What's wrong with Wright? February 24, 2007 13 out of 28 found this review helpful
How is it possible to write a book about architecture, most of it in the 20th century, and not mention Frank Lloyd Wright--even once? I guess you'd have to ask De Botton, because certainly no one else writing about architecture has ignored a man who is arguably the most influential architect of the 20th century, and certainly one who's had a greater effect on residential architecture than anyone else.
Much is said of Le Corbusier, and it's refreshing to read that his Villa Savoy was a practical disaster that leaked worse than anything Wright ever was criticized for. And yet, De Botton still calls it beautiful and writes rhapsodic of Corbu.
Corbu's vision of cities has turned into a nightmare, which lead to many public housing buildings that are now being demolished. Wright's vision of Broadacre City, while being overly optimistic about the automobile and not seeing the inevitable problems (though this view was common at the time), has helped visualize the kind of suburbia that is enjoying increasing popularity around the world, even in China.
While the book does have some interesting points, an author with a bias so strong as to ignore the one architect who might affect our happiness at home is certainly suspect.
Inspired to write February 11, 2007 6 out of 6 found this review helpful
Although I consider myself a prodigious reader, I have never written a book review. Rather than repeat the many well thought out reviews below, I would just say that only rarely does a book provide the tools to view the world--and your "self"--in a new light. This is one of them. While I agree that it may not be the best primer on architecture, that doesn't seem to me to be the author's point. Rather it is more in the nature of George Nelson's "How To See"; a vocabulary for expressing emotional response to architecture and design, and a manual that (in an almost musical tone) explains the mechanism behind it. Buy this book; read it twice.
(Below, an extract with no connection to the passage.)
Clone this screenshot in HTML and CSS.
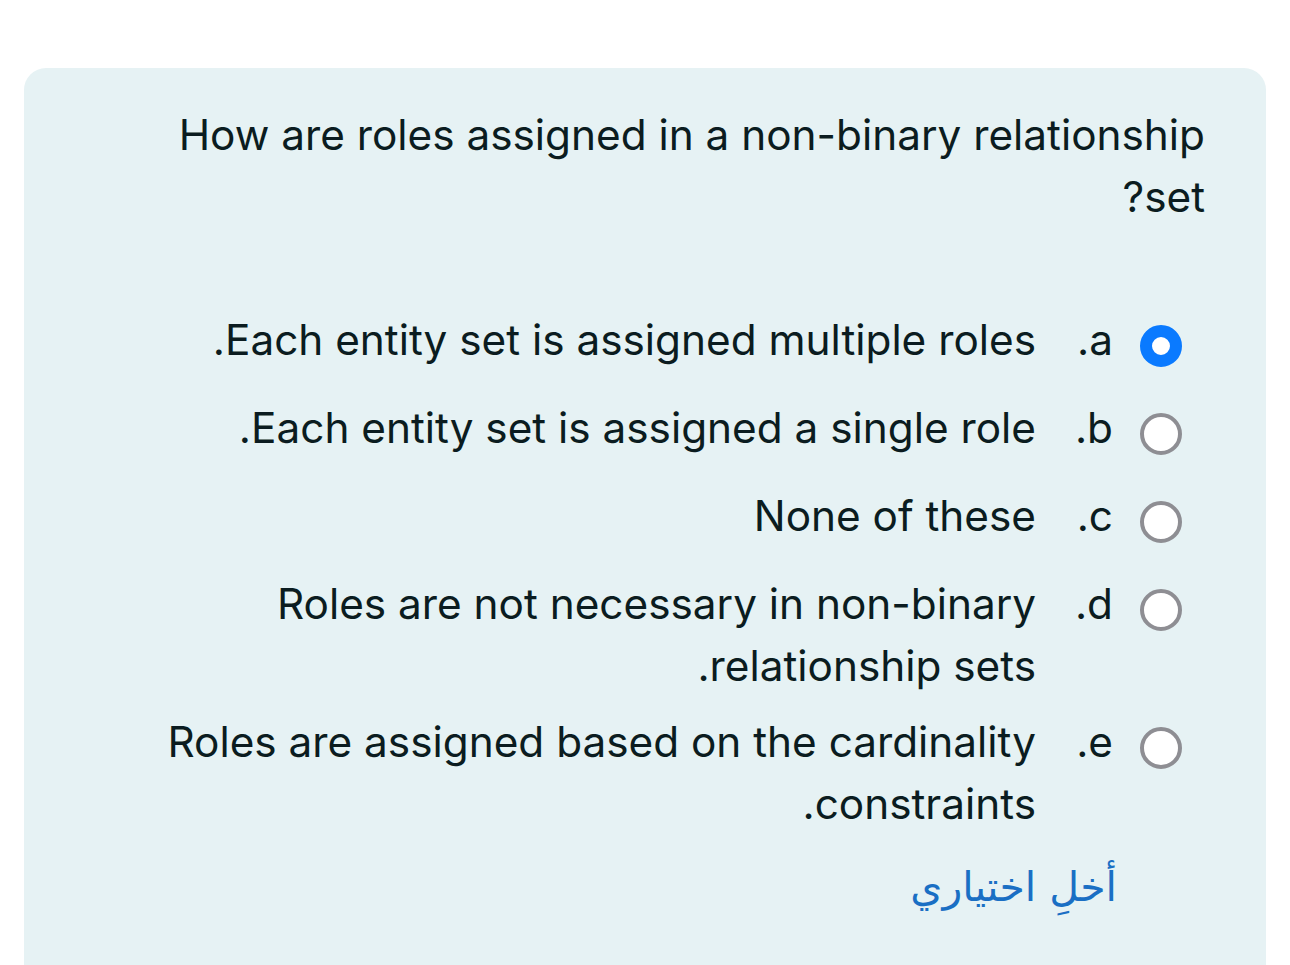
FILE: index.html
```html
<!DOCTYPE html>
<html lang="ar" dir="rtl">
<head>
<meta charset="utf-8">
<link rel="stylesheet" href="styles.css">
</head>
<body>
<div class="card">
  <div class="question">How are roles assigned in a non-binary relationship set?</div>
  <div class="answers">
    <div class="option">
      <span class="radio checked"></span>
      <span class="label">a.</span>
      <span class="text">Each entity set is assigned multiple roles.</span>
    </div>
    <div class="option">
      <span class="radio"></span>
      <span class="label">b.</span>
      <span class="text">Each entity set is assigned a single role.</span>
    </div>
    <div class="option">
      <span class="radio"></span>
      <span class="label">c.</span>
      <span class="text">None of these</span>
    </div>
    <div class="option">
      <span class="radio"></span>
      <span class="label">d.</span>
      <span class="text">Roles are not necessary in non-binary relationship sets.</span>
    </div>
    <div class="option">
      <span class="radio"></span>
      <span class="label">e.</span>
      <span class="text">Roles are assigned based on the cardinality constraints.</span>
    </div>
  </div>
  <a class="clear" href="#">أخلِ اختياري</a>
</div>
</body>
</html>
```

FILE: styles.css
```css
html, body {
  margin: 0;
  padding: 0;
  background: #ffffff;
}
body {
  font-family: Inter, "Liberation Sans", sans-serif;
  color: #0b1c20;
}
.card {
  box-sizing: border-box;
  margin: 68px 24px 0 24px;
  background: #e6f2f4;
  border-radius: 22px 22px 0 0;
  padding: 36px 61px 30px 120px;
  min-height: calc(100vh - 68px);
}
.question {
  font-size: 42.3px;
  line-height: 62px;
}
.answers {
  margin-top: 81px;
  padding-right: 23px;
}
.option {
  display: flex;
  align-items: flex-start;
  min-height: 88px;
}
.radio {
  flex: none;
  width: 42px;
  height: 42px;
  box-sizing: border-box;
  border: 4px solid #8e8e93;
  border-radius: 50%;
  background: #ffffff;
  margin-top: 16px;
}
.radio.checked {
  border: 12px solid #0a7aff;
}
.label {
  flex: none;
  width: 77px;
  margin-right: 27px;
  font-size: 42.3px;
  line-height: 62px;
}
.text {
  flex: 1;
  font-size: 42.3px;
  line-height: 62px;
  padding-bottom: 14px;
}
.clear {
  display: block;
  margin: 7px 88px 0 0;
  font-family: "DejaVu Sans", sans-serif;
  font-size: 41px;
  line-height: 62px;
  color: #1a6fc4;
  text-decoration: none;
}
```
I Was Expecting Something Different February 6, 2007 5 out of 6 found this review helpful
More of thesis on the nature of happiness than the architecture primer I was expecting. That would be fine except it reads a little too much like a thesis too. The photos compliment the text nicely though.
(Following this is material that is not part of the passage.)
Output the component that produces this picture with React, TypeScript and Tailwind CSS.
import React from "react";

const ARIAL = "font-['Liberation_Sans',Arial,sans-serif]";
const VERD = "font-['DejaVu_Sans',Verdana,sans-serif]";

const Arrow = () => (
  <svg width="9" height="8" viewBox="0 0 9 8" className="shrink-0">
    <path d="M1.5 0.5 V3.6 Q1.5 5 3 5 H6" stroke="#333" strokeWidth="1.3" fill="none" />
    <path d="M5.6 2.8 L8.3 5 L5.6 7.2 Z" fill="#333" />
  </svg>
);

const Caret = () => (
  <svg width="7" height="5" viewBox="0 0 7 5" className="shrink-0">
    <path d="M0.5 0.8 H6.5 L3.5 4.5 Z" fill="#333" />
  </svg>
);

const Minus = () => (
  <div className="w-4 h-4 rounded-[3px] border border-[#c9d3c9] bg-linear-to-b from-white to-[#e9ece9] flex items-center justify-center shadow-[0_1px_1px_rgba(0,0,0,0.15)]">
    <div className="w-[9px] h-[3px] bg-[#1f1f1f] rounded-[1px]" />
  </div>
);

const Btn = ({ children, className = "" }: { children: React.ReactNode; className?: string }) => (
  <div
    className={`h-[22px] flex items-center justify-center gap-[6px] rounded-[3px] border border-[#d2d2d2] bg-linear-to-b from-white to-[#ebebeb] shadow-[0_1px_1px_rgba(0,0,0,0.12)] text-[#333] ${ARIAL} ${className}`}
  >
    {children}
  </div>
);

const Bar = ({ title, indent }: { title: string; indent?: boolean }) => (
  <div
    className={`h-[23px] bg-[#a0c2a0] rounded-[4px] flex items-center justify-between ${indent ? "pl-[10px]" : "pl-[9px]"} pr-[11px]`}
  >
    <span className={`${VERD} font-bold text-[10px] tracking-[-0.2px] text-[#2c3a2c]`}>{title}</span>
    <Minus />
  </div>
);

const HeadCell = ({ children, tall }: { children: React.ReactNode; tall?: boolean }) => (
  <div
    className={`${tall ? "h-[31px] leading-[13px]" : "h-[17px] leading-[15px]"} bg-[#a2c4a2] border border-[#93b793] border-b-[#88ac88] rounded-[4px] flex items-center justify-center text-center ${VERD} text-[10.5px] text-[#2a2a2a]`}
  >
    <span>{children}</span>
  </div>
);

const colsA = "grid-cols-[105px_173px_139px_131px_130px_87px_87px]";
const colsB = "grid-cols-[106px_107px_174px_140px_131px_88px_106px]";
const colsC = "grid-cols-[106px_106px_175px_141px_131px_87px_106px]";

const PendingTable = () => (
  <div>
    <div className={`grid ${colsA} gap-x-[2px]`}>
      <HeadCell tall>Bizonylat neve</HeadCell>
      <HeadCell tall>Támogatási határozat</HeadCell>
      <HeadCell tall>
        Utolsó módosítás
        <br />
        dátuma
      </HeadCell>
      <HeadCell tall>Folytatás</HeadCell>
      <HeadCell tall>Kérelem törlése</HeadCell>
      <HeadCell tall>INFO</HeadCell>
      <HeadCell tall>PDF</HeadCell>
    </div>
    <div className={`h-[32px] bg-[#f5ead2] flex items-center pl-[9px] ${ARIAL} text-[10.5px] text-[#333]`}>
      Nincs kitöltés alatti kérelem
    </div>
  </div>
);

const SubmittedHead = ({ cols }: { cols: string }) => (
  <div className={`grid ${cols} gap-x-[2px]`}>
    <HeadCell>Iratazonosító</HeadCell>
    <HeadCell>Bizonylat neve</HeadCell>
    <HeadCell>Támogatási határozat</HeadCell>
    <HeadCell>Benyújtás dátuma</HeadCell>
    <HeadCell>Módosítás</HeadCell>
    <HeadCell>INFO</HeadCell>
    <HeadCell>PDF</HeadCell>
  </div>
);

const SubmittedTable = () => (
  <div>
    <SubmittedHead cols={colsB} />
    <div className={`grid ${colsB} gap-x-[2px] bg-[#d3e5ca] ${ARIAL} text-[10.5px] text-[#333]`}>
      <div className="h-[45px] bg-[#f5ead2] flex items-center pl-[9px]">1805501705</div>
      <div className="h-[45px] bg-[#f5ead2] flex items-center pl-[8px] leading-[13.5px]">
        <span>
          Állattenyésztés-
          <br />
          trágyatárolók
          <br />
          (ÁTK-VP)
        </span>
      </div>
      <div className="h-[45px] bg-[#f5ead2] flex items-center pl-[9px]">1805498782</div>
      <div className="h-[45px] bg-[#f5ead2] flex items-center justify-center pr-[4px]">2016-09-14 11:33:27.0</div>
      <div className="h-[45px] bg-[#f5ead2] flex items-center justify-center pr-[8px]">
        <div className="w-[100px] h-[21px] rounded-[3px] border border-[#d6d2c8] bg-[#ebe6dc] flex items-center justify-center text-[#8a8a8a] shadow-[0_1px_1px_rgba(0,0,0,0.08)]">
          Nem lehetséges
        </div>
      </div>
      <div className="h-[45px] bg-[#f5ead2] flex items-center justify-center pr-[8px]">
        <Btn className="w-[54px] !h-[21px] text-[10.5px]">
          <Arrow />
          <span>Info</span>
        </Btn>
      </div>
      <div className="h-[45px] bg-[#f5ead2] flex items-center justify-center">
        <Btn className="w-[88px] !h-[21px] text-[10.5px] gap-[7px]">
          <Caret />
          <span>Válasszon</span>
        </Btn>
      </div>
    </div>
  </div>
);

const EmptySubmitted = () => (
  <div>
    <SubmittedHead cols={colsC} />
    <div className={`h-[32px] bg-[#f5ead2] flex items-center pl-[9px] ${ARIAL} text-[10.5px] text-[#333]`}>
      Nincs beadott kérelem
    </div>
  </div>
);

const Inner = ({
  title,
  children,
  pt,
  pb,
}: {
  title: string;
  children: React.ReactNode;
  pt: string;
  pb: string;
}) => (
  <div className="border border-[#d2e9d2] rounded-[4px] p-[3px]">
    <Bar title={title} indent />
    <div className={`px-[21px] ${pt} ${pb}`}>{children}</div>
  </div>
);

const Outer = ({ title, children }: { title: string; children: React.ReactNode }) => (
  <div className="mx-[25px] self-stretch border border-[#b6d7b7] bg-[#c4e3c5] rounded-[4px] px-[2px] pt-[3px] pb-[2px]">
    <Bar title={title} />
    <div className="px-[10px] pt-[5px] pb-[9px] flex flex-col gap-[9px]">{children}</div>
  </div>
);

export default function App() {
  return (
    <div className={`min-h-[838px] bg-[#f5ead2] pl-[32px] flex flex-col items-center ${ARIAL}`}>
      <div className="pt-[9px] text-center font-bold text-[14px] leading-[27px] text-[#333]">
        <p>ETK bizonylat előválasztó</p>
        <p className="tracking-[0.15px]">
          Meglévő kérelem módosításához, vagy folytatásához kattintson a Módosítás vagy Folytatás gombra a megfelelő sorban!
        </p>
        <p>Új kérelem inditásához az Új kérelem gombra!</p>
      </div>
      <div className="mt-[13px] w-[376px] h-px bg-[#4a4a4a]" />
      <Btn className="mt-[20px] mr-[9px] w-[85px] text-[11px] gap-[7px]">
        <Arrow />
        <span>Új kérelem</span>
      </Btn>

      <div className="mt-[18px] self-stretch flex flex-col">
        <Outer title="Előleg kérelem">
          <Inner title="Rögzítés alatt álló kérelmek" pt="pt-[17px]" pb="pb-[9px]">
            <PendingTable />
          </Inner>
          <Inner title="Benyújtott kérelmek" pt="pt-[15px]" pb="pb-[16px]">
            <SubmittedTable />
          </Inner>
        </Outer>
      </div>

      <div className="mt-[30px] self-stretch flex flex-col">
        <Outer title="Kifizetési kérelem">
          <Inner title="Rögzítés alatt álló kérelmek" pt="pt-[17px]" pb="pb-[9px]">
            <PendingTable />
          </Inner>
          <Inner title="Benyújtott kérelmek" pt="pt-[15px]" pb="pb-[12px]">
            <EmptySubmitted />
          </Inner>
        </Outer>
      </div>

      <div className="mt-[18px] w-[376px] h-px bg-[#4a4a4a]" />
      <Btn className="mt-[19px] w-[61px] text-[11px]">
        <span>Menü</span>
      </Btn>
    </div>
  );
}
Brilliant! February 3, 2007 7 out of 7 found this review helpful
I just finished reading this book and felt inspired to express my appreciation for its content. I am always intrigued by those who claim to have new ideas for dealing with our existence as humans in more adaptive ways. (the title includes happiness in it after all) Our perceptual strategies create the world we experience yet most of us are never aware that we are the architects of our psychological homes. The author, through a beautifully written series of comparisons and parallels just might awaken some of us to the builder within.